*Work to be completed*
In the records below, begin at the line that has "Emit a component" and stop after the line that has "const ZERO_X = 209;"; quote those lines verbatim and nothing more.

*Provided records*
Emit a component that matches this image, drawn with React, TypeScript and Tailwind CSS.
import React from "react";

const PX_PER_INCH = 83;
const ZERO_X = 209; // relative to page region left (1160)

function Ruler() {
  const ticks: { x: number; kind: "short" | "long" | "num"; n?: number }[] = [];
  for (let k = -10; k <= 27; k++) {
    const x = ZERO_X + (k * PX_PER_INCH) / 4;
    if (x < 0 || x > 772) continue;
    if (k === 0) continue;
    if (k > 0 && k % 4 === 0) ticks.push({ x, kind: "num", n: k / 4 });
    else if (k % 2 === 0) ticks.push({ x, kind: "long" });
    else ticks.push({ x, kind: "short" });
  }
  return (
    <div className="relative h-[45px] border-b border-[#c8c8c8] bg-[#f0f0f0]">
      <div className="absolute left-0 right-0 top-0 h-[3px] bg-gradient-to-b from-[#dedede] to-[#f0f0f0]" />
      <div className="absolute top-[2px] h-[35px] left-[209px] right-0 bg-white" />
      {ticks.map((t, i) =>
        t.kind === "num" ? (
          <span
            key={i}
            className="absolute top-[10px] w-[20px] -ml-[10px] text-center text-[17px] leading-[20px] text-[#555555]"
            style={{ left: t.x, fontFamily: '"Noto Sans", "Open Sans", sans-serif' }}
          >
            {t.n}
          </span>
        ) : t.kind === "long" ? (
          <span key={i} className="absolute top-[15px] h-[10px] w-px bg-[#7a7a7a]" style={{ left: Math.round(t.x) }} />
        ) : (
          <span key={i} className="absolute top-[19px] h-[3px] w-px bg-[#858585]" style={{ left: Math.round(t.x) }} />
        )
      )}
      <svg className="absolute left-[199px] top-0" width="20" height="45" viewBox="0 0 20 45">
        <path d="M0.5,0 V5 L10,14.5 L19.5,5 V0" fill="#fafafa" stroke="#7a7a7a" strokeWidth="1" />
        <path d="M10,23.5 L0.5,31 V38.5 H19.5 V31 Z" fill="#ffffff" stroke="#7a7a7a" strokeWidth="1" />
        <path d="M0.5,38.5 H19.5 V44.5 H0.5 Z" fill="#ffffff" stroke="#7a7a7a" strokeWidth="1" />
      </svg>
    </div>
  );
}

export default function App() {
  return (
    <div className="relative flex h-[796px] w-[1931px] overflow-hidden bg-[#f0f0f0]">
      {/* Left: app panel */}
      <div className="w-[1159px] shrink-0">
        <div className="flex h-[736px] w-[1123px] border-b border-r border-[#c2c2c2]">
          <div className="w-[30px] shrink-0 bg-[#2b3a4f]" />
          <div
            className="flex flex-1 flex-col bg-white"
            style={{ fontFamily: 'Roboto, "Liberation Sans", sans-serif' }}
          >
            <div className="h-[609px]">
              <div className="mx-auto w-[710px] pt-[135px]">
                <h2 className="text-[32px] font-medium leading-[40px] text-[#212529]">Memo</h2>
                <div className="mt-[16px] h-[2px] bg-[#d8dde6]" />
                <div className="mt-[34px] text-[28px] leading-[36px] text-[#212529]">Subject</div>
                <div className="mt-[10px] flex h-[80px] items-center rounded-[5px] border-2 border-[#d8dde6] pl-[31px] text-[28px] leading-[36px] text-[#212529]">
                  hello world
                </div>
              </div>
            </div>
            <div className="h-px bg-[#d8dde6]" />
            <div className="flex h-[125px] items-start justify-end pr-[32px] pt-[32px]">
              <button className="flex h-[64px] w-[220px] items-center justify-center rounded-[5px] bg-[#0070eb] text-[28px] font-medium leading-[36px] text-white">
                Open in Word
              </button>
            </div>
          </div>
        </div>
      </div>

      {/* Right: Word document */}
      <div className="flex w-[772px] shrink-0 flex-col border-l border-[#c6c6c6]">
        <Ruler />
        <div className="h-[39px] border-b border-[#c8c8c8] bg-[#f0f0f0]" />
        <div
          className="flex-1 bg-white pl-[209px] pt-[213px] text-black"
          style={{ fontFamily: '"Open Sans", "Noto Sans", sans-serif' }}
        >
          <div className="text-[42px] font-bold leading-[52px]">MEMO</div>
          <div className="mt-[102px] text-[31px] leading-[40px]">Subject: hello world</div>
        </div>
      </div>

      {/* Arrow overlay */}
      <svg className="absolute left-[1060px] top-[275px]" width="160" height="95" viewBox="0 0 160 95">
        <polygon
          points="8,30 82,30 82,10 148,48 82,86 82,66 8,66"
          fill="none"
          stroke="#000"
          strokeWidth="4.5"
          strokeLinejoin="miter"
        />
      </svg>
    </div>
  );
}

* * *

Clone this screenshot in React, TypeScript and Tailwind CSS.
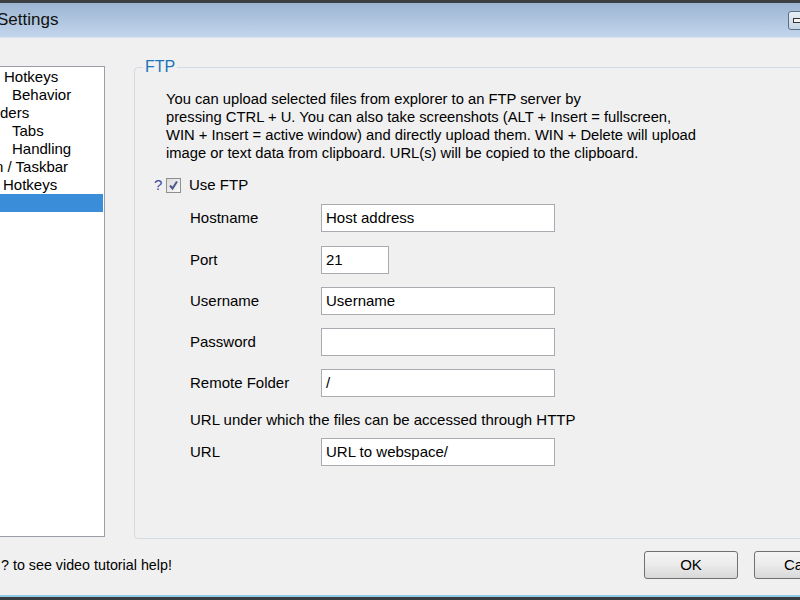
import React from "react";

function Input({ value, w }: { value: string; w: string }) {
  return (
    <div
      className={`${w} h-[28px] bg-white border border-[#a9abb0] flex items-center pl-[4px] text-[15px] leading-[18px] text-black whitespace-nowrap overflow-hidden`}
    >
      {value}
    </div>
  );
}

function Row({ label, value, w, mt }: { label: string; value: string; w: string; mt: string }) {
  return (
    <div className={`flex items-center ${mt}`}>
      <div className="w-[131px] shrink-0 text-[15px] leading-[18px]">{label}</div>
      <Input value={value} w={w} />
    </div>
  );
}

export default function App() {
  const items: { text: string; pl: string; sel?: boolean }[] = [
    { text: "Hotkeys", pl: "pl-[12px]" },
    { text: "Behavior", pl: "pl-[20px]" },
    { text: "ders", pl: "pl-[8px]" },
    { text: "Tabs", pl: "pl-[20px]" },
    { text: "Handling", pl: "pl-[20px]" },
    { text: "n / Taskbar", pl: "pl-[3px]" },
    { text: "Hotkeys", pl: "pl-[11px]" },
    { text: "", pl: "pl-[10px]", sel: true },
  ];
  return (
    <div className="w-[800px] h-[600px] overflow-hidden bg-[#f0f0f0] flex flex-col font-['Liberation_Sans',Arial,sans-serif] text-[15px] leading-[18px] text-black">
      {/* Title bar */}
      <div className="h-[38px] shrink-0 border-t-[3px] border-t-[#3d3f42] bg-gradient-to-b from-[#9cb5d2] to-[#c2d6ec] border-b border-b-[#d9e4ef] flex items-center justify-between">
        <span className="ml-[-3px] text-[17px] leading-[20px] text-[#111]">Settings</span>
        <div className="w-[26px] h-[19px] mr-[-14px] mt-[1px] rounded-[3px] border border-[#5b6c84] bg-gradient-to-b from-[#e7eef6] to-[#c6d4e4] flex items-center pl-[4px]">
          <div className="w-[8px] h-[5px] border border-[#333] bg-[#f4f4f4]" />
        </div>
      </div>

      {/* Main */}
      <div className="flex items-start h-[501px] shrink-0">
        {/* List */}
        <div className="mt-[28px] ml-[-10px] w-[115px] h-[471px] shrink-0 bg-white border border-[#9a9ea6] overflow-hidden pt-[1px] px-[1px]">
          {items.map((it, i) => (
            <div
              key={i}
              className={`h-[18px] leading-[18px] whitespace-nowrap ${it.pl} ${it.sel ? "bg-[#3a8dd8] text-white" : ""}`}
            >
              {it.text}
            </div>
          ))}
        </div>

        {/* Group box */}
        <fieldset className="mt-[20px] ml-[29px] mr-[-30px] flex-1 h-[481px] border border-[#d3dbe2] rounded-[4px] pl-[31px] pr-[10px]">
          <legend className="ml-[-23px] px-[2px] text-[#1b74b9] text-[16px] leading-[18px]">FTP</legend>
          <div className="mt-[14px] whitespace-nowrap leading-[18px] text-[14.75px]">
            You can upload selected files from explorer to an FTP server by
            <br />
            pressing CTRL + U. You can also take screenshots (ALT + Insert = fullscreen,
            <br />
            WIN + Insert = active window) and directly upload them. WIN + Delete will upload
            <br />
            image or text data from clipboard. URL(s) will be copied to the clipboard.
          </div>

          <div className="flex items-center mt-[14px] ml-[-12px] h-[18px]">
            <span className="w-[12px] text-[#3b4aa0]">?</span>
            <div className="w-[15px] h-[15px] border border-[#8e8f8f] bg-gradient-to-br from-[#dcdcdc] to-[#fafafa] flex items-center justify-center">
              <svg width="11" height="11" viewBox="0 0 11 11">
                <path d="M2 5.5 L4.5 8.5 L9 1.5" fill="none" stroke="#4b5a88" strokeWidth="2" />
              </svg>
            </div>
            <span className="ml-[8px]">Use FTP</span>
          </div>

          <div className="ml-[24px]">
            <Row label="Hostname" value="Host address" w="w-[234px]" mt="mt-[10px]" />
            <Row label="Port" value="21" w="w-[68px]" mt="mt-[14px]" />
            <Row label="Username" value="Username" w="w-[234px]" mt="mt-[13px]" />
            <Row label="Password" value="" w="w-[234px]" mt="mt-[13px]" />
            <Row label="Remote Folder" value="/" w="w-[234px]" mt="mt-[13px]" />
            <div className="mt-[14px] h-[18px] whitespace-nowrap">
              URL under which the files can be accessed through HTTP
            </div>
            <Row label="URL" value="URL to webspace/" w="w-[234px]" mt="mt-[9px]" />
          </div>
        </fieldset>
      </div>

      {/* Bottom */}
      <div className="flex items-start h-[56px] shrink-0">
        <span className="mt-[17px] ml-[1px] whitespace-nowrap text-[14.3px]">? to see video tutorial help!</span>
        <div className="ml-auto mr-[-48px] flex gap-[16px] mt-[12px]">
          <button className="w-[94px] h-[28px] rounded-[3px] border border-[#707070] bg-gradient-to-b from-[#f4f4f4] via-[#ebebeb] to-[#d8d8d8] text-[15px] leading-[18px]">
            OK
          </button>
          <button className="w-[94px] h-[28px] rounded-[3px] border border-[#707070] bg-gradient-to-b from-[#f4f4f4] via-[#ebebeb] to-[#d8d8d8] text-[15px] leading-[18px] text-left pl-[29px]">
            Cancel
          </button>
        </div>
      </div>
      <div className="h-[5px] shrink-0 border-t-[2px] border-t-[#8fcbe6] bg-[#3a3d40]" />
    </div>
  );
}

---

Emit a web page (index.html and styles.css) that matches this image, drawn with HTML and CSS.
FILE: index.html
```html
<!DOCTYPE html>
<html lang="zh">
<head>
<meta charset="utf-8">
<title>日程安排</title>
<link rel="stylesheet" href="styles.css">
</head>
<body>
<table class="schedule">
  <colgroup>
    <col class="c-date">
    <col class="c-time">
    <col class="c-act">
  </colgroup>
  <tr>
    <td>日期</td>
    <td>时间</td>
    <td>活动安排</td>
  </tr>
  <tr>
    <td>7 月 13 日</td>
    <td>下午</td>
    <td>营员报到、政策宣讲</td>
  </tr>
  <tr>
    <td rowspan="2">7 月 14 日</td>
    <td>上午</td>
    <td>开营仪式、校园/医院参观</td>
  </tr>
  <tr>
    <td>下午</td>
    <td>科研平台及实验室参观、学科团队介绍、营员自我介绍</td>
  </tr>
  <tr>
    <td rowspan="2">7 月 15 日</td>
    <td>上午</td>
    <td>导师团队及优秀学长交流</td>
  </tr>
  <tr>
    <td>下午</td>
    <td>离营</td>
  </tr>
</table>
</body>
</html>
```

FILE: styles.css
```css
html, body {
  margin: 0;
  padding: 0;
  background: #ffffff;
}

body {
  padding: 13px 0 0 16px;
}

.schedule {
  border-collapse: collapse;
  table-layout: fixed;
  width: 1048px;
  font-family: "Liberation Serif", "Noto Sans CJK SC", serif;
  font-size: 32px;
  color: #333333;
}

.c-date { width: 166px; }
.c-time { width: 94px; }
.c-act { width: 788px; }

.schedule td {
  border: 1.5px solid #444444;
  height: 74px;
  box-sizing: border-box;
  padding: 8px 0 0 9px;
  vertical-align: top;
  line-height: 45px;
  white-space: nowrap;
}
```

*Response to the task*
Emit a component that matches this image, drawn with React, TypeScript and Tailwind CSS.
import React from "react";

const PX_PER_INCH = 83;
const ZERO_X = 209; // relative to page region left (1160)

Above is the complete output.